You can use live bait (except live minnows), flies or artificials on this section of the river and all will catch fish. Nightcrawlers are one of the most popular and best baits. Drift a worm weightless through deeper holes for big fish. Also try canned kernel corn. Put it on a bare hook or stick a piece on one of the hooks of a small inline spinner. The corn must look like hatchery food since they like it so much.
You can’t use live minnows but artificials like small crankbaits, inline spinners and spoons will fool trout. Brown trout especially like minnows and these fake minnows are good baits to fool them. Fish them on four to six pound fluorocarbon line on a light spinning outfit.
For fly fishing the Toccoa offers good caddis, mayfly and midge hatches.

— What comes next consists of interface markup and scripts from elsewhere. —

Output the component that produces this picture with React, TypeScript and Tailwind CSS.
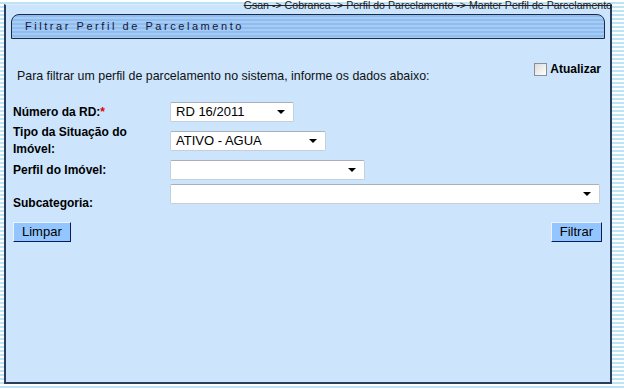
import React from 'react';

const Arrow = () => (
  <svg width="8" height="4" viewBox="0 0 8 4" className="shrink-0">
    <polygon points="0,0 8,0 4,4" fill="#000" />
  </svg>
);

const Select = ({ value, w }: { value?: string; w: string }) => (
  <div
    className={`${w} h-[20px] flex items-center justify-between bg-white border border-[#c6cfd9] border-t-[#a9b0b8] rounded-[2px] pl-[5px] pr-[8px]`}
  >
    <span className="text-[13px] font-normal text-black leading-none">{value}</span>
    <Arrow />
  </div>
);

const Button = ({ label }: { label: string }) => (
  <button className="h-[20px] px-[8px] bg-[#93c6ff] border border-t-[#e8f3ff] border-l-[#e8f3ff] border-b-[#0c1a5a] border-r-[#0c1a5a] text-[13px] text-black leading-none">
    {label}
  </button>
);

export default function App() {
  return (
    <div
      className="relative w-[624px] h-[389px] overflow-hidden bg-[repeating-linear-gradient(to_bottom,#ffffff_0px,#ffffff_2px,#bde3f7_2px,#bde3f7_4px)]"
      style={{ fontFamily: '"Liberation Sans", Arial, sans-serif' }}
    >
      {/* main panel */}
      <div className="absolute left-[4px] top-[4px] w-[608px] h-[380px] bg-[#cce5fd] border-l-2 border-r-2 border-b-2 border-[#2a3d5c] border-t border-t-[#d9ecff]">
        {/* title bar */}
        <div className="mx-[5px] mt-[9px] h-[25px] flex items-center pl-[13px] border border-[#1d2a44] rounded-tl-[8px] rounded-tr-[8px] bg-[repeating-linear-gradient(to_bottom,#8fbdf0_0px,#8fbdf0_2px,#a6cbf5_2px,#a6cbf5_4px)]">
          <span className="text-[11px] tracking-[2.55px] text-[#141838]">Filtrar Perfil de Parcelamento</span>
        </div>

        <div className="flex justify-between pl-[11px] pr-[9px]">
          <p className="mt-[28px] text-[12.4px] text-[#111]">
            Para filtrar um perfil de parcelamento no sistema, informe os dados abaixo:
          </p>
          <label className="mt-[24px] flex items-start gap-[3px]">
            <span className="w-[13px] h-[13px] border border-[#8a8f96] bg-gradient-to-br from-[#dcdcdc] to-[#ffffff]" />
            <span className="text-[12px] font-bold text-black leading-[13px]">Atualizar</span>
          </label>
        </div>

        <div className="flex flex-col pl-[7px] pr-[8px] mt-[16px] text-[12px] font-bold text-black">
          <div className="flex items-center h-[20px]">
            <span className="w-[157px]">
              Número da RD:<span className="text-[#e00000]">*</span>
            </span>
            <Select value="RD 16/2011" w="w-[124px]" />
          </div>

          <div className="flex items-start mt-[2px] h-[34px]">
            <span className="w-[157px] leading-[17px]">
              Tipo da Situação do
              <br />
              Imóvel:
            </span>
            <div className="mt-[7px]">
              <Select value="ATIVO - AGUA" w="w-[156px]" />
            </div>
          </div>

          <div className="flex items-center h-[20px] mt-[2px]">
            <span className="w-[157px]">Perfil do Imóvel:</span>
            <Select w="w-[195px]" />
          </div>

          <div className="flex items-start h-[26px] mt-[4px]">
            <span className="w-[157px] pt-[10px]">Subcategoria:</span>
            <Select w="w-[430px]" />
          </div>

          <div className="flex justify-between mt-[12px] font-normal">
            <Button label="Limpar" />
            <Button label="Filtrar" />
          </div>
        </div>
      </div>

      {/* breadcrumb */}
      <div className="absolute right-[12px] top-[0px] text-[10.6px] leading-[11px] text-[#222] line-through">
        Gsan -&gt; Cobranca -&gt; Perfil do Parcelamento -&gt; Manter Perfil de Parcelamento
      </div>
    </div>
  );
}
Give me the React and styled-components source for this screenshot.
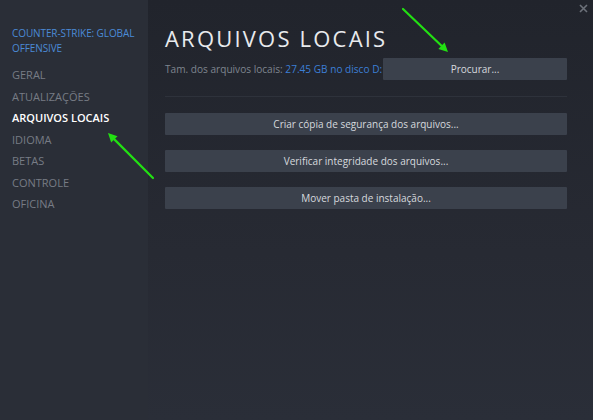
import React from "react";
import styled, { createGlobalStyle } from "styled-components";

const Global = createGlobalStyle`
  html, body { margin: 0; padding: 0; background: #23262e; }
  body { font-family: "Open Sans", "Noto Sans", sans-serif; }
  #root { width: 593px; height: 420px; }
`;

const Window = styled.div`
  position: relative;
  display: flex;
  width: 593px;
  height: 420px;
  overflow: hidden;
`;

const Sidebar = styled.nav`
  width: 148px;
  flex-shrink: 0;
  background: #2a2e37;
  padding: 26px 0 0 12px;
  box-sizing: border-box;
  display: flex;
  flex-direction: column;
`;

const GameTitle = styled.div`
  color: #4b8ad6;
  font-size: 10px;
  line-height: 15px;
  text-transform: uppercase;
  margin-bottom: 8px;
  letter-spacing: -0.1px;
`;

const MenuItem = styled.div`
  font-size: 11px;
  line-height: 21.5px;
  text-transform: uppercase;
  color: ${(p) => (p.$active ? "#ffffff" : "#777c85")};
  font-weight: ${(p) => (p.$active ? 600 : 400)};
`;

const Main = styled.main`
  flex: 1;
  min-width: 0;
  background: linear-gradient(180deg, #21242c 0%, #272a33 60%, #2a2e38 100%);
  padding: 23px 26px 0 17px;
  box-sizing: border-box;
  display: flex;
  flex-direction: column;
`;

const Title = styled.h1`
  margin: 0;
  font-size: 22px;
  line-height: 30px;
  font-weight: 400;
  letter-spacing: 2.2px;
  color: #e8eaed;
`;

const SizeRow = styled.div`
  display: flex;
  align-items: center;
  margin-top: 5px;
  height: 22px;
`;

const SizeText = styled.div`
  flex: 1;
  min-width: 0;
  font-size: 10.1px;
  color: #7f858e;
  white-space: nowrap;
`;

const Link = styled.span`
  color: #3c7fd6;
`;

const Button = styled.button`
  display: flex;
  align-items: center;
  justify-content: center;
  height: 22px;
  width: ${(p) => p.$width || "100%"};
  flex-shrink: 0;
  border: none;
  border-radius: 1px;
  background: #3b414c;
  color: #d6d9de;
  font-family: inherit;
  font-size: 10px;
  padding: 0;
`;

const Separator = styled.div`
  height: 1px;
  background: #2e323b;
  margin: 16px 0 16px;
`;

const ButtonList = styled.div`
  display: flex;
  flex-direction: column;
  gap: 15px;
`;

const Close = styled.div`
  position: absolute;
  top: 3px;
  right: 5px;
  width: 10px;
  height: 10px;
  display: flex;
  align-items: center;
  justify-content: center;
`;

const Overlay = styled.svg`
  position: absolute;
  left: 0;
  top: 0;
  pointer-events: none;
`;

function Arrow({ x1, y1, x2, y2 }) {
  const ang = Math.atan2(y2 - y1, x2 - x1);
  const len = 9;
  const w = 4.5;
  const bx = x2 - len * Math.cos(ang);
  const by = y2 - len * Math.sin(ang);
  const px = -Math.sin(ang) * w;
  const py = Math.cos(ang) * w;
  return (
    <g>
      <line x1={x1} y1={y1} x2={bx} y2={by} stroke="#22e012" strokeWidth="2.2" strokeLinecap="round" />
      <polygon points={`${x2},${y2} ${bx + px},${by + py} ${bx - px},${by - py}`} fill="#22e012" />
    </g>
  );
}

const menu = ["Geral", "Atualizações", "Arquivos locais", "Idioma", "Betas", "Controle", "Oficina"];

export default function App() {
  return (
    <>
      <Global />
      <Window>
        <Sidebar>
          <GameTitle>
            Counter-Strike: Global
            <br />
            Offensive
          </GameTitle>
          {menu.map((m) => (
            <MenuItem key={m} $active={m === "Arquivos locais"}>
              {m}
            </MenuItem>
          ))}
        </Sidebar>
        <Main>
          <Title>ARQUIVOS LOCAIS</Title>
          <SizeRow>
            <SizeText>
              Tam. dos arquivos locais: <Link>27.45 GB no disco D:</Link>
            </SizeText>
            <Button $width="184px">Procurar...</Button>
          </SizeRow>
          <Separator />
          <ButtonList>
            <Button>Criar cópia de segurança dos arquivos...</Button>
            <Button>Verificar integridade dos arquivos...</Button>
            <Button>Mover pasta de instalação...</Button>
          </ButtonList>
        </Main>
        <Close>
          <svg width="9" height="9" viewBox="0 0 9 9">
            <path d="M1 1 L8 8 M8 1 L1 8" stroke="#6c717a" strokeWidth="1.6" />
          </svg>
        </Close>
        <Overlay width="593" height="420">
          <Arrow x1={153} y1={178} x2={108} y2={133} />
          <Arrow x1={403} y1={9} x2={448} y2={52} />
        </Overlay>
      </Window>
    </>
  );
}
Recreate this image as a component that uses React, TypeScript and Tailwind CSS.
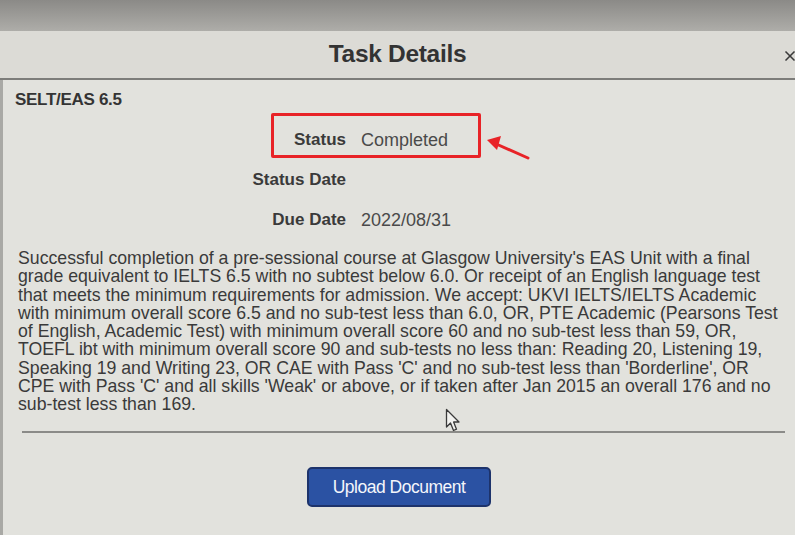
import { X } from 'lucide-react';

const LINES = [
  "Successful completion of a pre-sessional course at Glasgow University's EAS Unit with a final",
  'grade equivalent to IELTS 6.5 with no subtest below 6.0. Or receipt of an English language test',
  'that meets the minimum requirements for admission. We accept: UKVI IELTS/IELTS Academic',
  'with minimum overall score 6.5 and no sub-test less than 6.0, OR, PTE Academic (Pearsons Test',
  'of English, Academic Test) with minimum overall score 60 and no sub-test less than 59, OR,',
  'TOEFL ibt with minimum overall score 90 and sub-tests no less than: Reading 20, Listening 19,',
  "Speaking 19 and Writing 23, OR CAE with Pass 'C' and no sub-test less than 'Borderline', OR",
  "CPE with Pass 'C' and all skills 'Weak' or above, or if taken after Jan 2015 an overall 176 and no",
  'sub-test less than 169.',
];

const ROWS = [
  { label: 'Status', value: 'Completed' },
  { label: 'Status Date', value: '' },
  { label: 'Due Date', value: '2022/08/31' },
];

export default function App() {
  return (
    <div
      className="relative flex flex-col w-[795px] h-[535px] overflow-hidden bg-[#e2e2dd] text-[#343434]"
      style={{ fontFamily: '"Liberation Sans", Arial, sans-serif' }}
    >
      <div className="h-[31px] shrink-0 bg-gradient-to-b from-[#8b8a87] to-[#aeada9]" />

      <header className="relative h-[49px] shrink-0 bg-[#dcdbd6] border-b-2 border-[#7d7d7a] flex items-center justify-center">
        <h1 className="text-[24.5px] font-bold tracking-[-0.3px] text-[#333]">Task Details</h1>
        <X className="absolute right-[-3px] top-[17px] w-[16px] h-[16px] text-[#3a3a3a]" strokeWidth={2.5} />
      </header>

      <main className="flex-1 border-l-[3px] border-[#a9a9a5] pl-[12px] pr-[10px]">
        <div className="pt-[10px] leading-[20px] text-[17px] font-bold tracking-[-0.3px]">SELT/EAS 6.5</div>

        <div className="mt-[10px]">
          {ROWS.map((r) => (
            <div key={r.label} className="flex h-[40px] items-center">
              <div className="w-[331px] text-right text-[17px] font-bold text-[#3a3a3a]">{r.label}</div>
              <div className="ml-[15px] text-[18px] text-[#4a4a4a]">{r.value}</div>
            </div>
          ))}
        </div>

        <p className="mt-[9px] ml-[3px] text-[17.7px] leading-[18.25px] text-[#3a3a3a] whitespace-nowrap">
          {LINES.map((l, i) => (
            <span key={i} className="block">{l}</span>
          ))}
        </p>

        <div className="mt-[18px] ml-[7px] h-[2px] bg-[#8b8b88]" />

        <div className="mt-[34px] flex justify-center pr-[2px]">
          <button className="w-[184px] h-[40px] rounded-[5px] bg-[#2b52a3] border-2 border-[#1d336b] text-[#f4f6fb] text-[17.5px] tracking-[-0.5px]">
            Upload Document
          </button>
        </div>
      </main>

      {/* annotation */}
      <div className="absolute left-[271px] top-[113px] w-[210px] h-[45px] border-[3px] border-[#e82327] rounded-[2px]" />
      <svg className="absolute left-[484px] top-[132px]" width="50" height="32" viewBox="0 0 50 32">
        <line x1="44" y1="26" x2="10" y2="11" stroke="#e82327" strokeWidth="3" strokeLinecap="round" />
        <polygon points="3,8 17,4 13,18" fill="#e82327" />
      </svg>

      {/* mouse pointer */}
      <svg className="absolute left-[445px] top-[408px]" width="18" height="26" viewBox="0 0 18 26">
        <path d="M1.5 1.5 L1.5 19 L5.5 15 L8.5 22.5 L11.5 21.2 L8.6 14 L14 14 Z" fill="#f2f2ef" stroke="#3a3a3a" strokeWidth="1.3" strokeLinejoin="round" />
      </svg>
    </div>
  );
}
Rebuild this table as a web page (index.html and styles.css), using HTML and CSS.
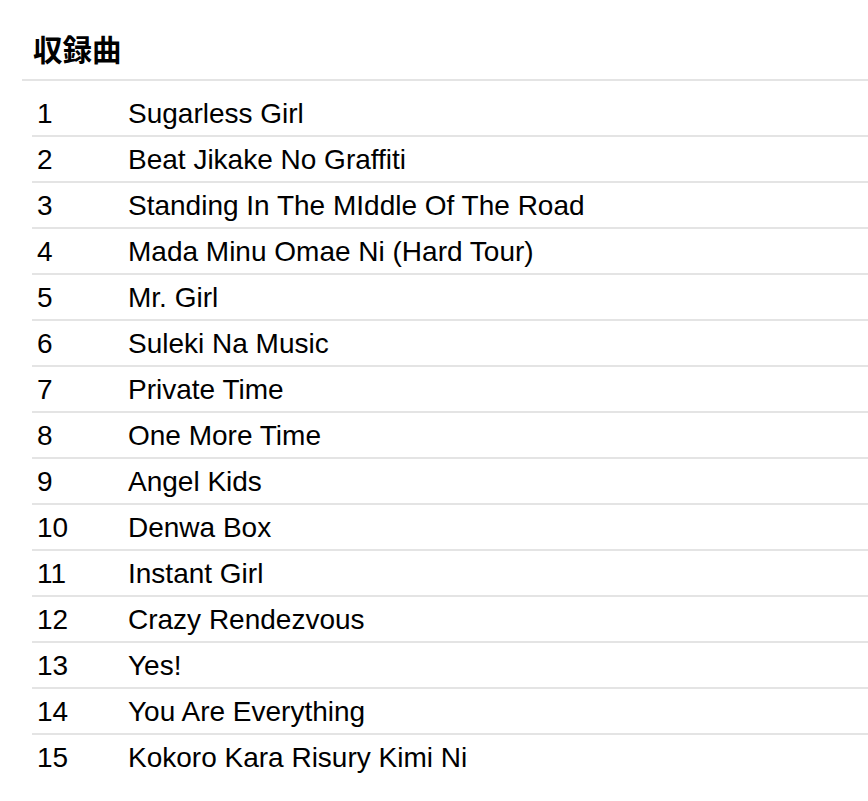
FILE: index.html
```html
<!DOCTYPE html>
<html lang="ja">
<head>
<meta charset="utf-8">
<link rel="stylesheet" href="styles.css">
</head>
<body>
<section class="tracks">
  <h2 class="tracks-title">収録曲</h2>
  <table class="track-table">
    <tbody>
      <tr><td class="num">1</td><td class="title">Sugarless Girl</td></tr>
      <tr><td class="num">2</td><td class="title">Beat Jikake No Graffiti</td></tr>
      <tr><td class="num">3</td><td class="title">Standing In The MIddle Of The Road</td></tr>
      <tr><td class="num">4</td><td class="title">Mada Minu Omae Ni (Hard Tour)</td></tr>
      <tr><td class="num">5</td><td class="title">Mr. Girl</td></tr>
      <tr><td class="num">6</td><td class="title">Suleki Na Music</td></tr>
      <tr><td class="num">7</td><td class="title">Private Time</td></tr>
      <tr><td class="num">8</td><td class="title">One More Time</td></tr>
      <tr><td class="num">9</td><td class="title">Angel Kids</td></tr>
      <tr><td class="num">10</td><td class="title">Denwa Box</td></tr>
      <tr><td class="num">11</td><td class="title">Instant Girl</td></tr>
      <tr><td class="num">12</td><td class="title">Crazy Rendezvous</td></tr>
      <tr><td class="num">13</td><td class="title">Yes!</td></tr>
      <tr><td class="num">14</td><td class="title">You Are Everything</td></tr>
      <tr><td class="num">15</td><td class="title">Kokoro Kara Risury Kimi Ni</td></tr>
    </tbody>
  </table>
</section>
</body>
</html>
```
FILE: styles.css
```css
html, body {
  margin: 0;
  padding: 0;
  background: #ffffff;
}
body {
  font-family: "Liberation Sans", Arial, "Noto Sans CJK JP", sans-serif;
  color: #000000;
}
.tracks {
  padding: 31px 0 0 22px;
}
.tracks-title {
  margin: 0;
  padding: 0 0 9px 11px;
  font-family: "Liberation Sans", "Noto Sans CJK JP", sans-serif;
  font-weight: bold;
  font-size: 29.5px;
  line-height: 39px;
  border-bottom: 2px solid #e4e4e4;
}
.track-table {
  margin: 10px 0 0 10px;
  width: calc(100% - 10px);
  border-collapse: collapse;
  font-size: 28px;
}
.track-table tr + tr {
  border-top: 2px solid #e4e4e4;
}
.track-table td {
  height: 42px;
  padding: 2px 0 0 0;
  line-height: 42px;
  vertical-align: middle;
}
.num {
  width: 96px;
  padding-left: 5px !important;
  box-sizing: border-box;
}
```
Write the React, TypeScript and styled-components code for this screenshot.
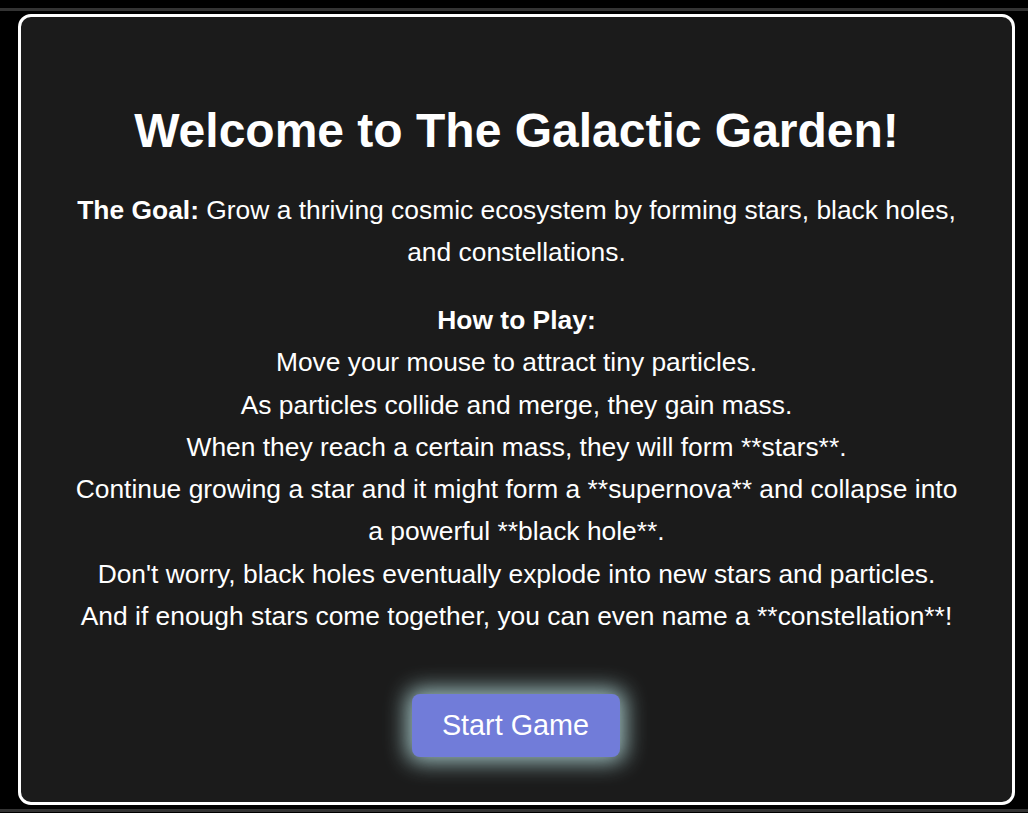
import React from "react";
import styled, { createGlobalStyle } from "styled-components";

const Global = createGlobalStyle`
  html, body { margin: 0; padding: 0; background: #000; }
  body { font-family: "Liberation Sans", Arial, sans-serif; color: #fff; }
  * { box-sizing: border-box; }
`;

const Screen = styled.div`
  width: 1028px;
  height: 813px;
  padding-top: 8px;
  background: #000;
  overflow: hidden;
`;

const Stage = styled.div`
  height: 804px;
  border-top: 3px solid #333;
  border-bottom: 3px solid #333;
  padding: 3px 13px 4px 18px;
  display: flex;
`;

const Panel = styled.section`
  flex: 1;
  background: #1b1b1b;
  border: 3px solid #fff;
  border-radius: 13px;
  padding: 86px 50px 0;
  display: flex;
  flex-direction: column;
  align-items: center;
  text-align: center;
`;

const Title = styled.h1`
  margin: 0 0 30px;
  font-size: 48px;
  line-height: 56px;
  font-weight: 700;
`;

const Paragraph = styled.p`
  margin: 0 0 26px;
  font-size: 26.4px;
  line-height: 42px;
`;

const Steps = styled.div`
  font-size: 26.4px;
  line-height: 42.3px;
`;

const Button = styled.button`
  margin-top: 57px;
  margin-right: 2px;
  width: 208px;
  height: 63px;
  border: none;
  border-radius: 8px;
  background: #717cd9;
  color: #fff;
  font-family: "Liberation Sans", Arial, sans-serif;
  font-size: 28.8px;
  box-shadow: 0 0 22px 5px rgba(195, 238, 238, 0.8);
  cursor: pointer;
`;

export default function App() {
  return (
    <>
      <Global />
      <Screen>
        <Stage>
          <Panel>
            <Title>Welcome to The Galactic Garden!</Title>
            <Paragraph>
              <strong>The Goal:</strong> Grow a thriving cosmic ecosystem by forming stars, black holes,
              and constellations.
            </Paragraph>
            <Steps>
              <strong>How to Play:</strong>
              <br />
              Move your mouse to attract tiny particles.
              <br />
              As particles collide and merge, they gain mass.
              <br />
              When they reach a certain mass, they will form **stars**.
              <br />
              Continue growing a star and it might form a **supernova** and collapse into a powerful **black hole**.
              <br />
              Don't worry, black holes eventually explode into new stars and particles.
              <br />
              And if enough stars come together, you can even name a **constellation**!
            </Steps>
            <Button>Start Game</Button>
          </Panel>
        </Stage>
      </Screen>
    </>
  );
}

Carry flies to match the hatch from any of these and you will catch trout. You can also catch good trout on streamers and wet flies. Streamers work well when fished deep in slower water in big pools.
Carters Lake Spotted Bass
Carters Lake has one of the best populations of big spotted bass in the state. Four and five pound spots are common and six to seven pounders are caught every year. The lake is very deep and has shad as well as alewives baitfish that the bass focus on this time of year.
During the day drop live bait, drop shot rigs or spoons down to suspended bass. They will hold under schools of baitfish, often in the tops of standing timber in very deep water. Focus on the main lake and use your deptfinder to locate them.
At night fish a small jig and pig on steep rocky banks near the dam. Also try a big black spinnerbait slow rolled on points and parallel to bluff banks. A little red in the skirt will help. A deep running crankbait will also catch spots in the same places.
These six places around out state give you some good options to beat the September funk and catch fish. Give one or all a try this month and you might not dislike September fishing so much in the future.